Блоха поднял на него изумленные глаза.
— Ты?.. Звонил?..
— Да. Он сказал, что если ты подпишешь какие-то бумаги… как бы осудишь меня… то он попытается что-нибудь сделать…
— Ты! — вскочил Блоха. — Ты — звонил? Ты — унижался?! Как ты мог!
— Пойми, это нужно сделать, — торопливо заговорил Леонид Федорович. — Надо честно признать, они оказались сильнее нас. Пока сильнее… В шестьдесят восьмом все казалось проще: толкни — и развалится. Но вот прошло пятнадцать лет…

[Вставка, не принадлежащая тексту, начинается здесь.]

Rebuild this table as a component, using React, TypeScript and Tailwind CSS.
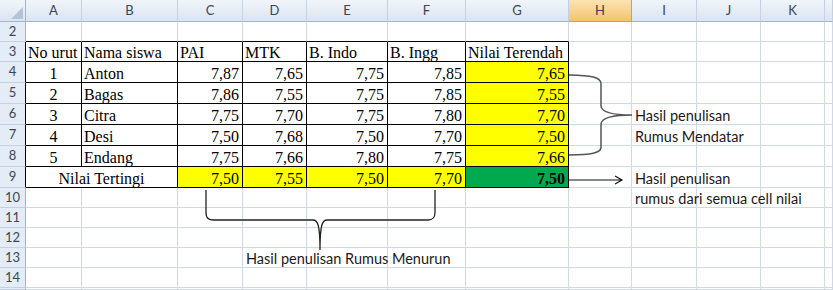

— А ты пытался толкнуть? — кричал Блоха. — Что ты — ты сам — сделал? Что вы сделали? Пятнадцать лет сидели на кухне, пели песни и гордились своей смелостью!
— Но быть несогласным — это уже немало… — начал было отец.
— Да я… я… я с тобой разговаривать не хочу! Я руки тебе не подам после этого! — чуть не плача, заорал Блоха. — Я в этом доме ни минуты не останусь!.. — У него сорвался голос, он бросился собирать и заталкивать в сумку книги.
— Женя… — попытался остановить его Леонид Федорович. — Может быть я был неправ, что не посоветовался с тобой… Но пойми и меня. Я больше всего на свете боюсь тебя потерять…
Блоха молча вышел из квартиры и изо всех сил хлопнул дверью.
Отойдя от подъезда, он остановился, не зная, куда, собственно, идти, и побрел к Мишкиному дому.
Дверь открыл Мишка, голый по пояс.
— Можно у тебя переночевать? — спросил Блоха.
Мишка отступил, пропуская его.
— С отцом поругался?
Блоха только махнул рукой, чтобы не расплакаться.
— А-а, диссидент! — с трудом ворочая языком, приветствовал его Мишкин батя. — Хоть будет с кем поговорить. А то этот, — ткнул он пальцем в Мишку, — со мной не разговаривает. Презирает! Родного отца презирает!
Блоха молча прошел за Мишкой в его комнату.
— И этот туда же! Ну что ж вы за люди? В кого такие уродились?..
В большой комнате по кругу стояли столы врачей. Голые призывники в одних расшнурованных ботинках, прикрываясь медицинскими картами, толпились в очереди.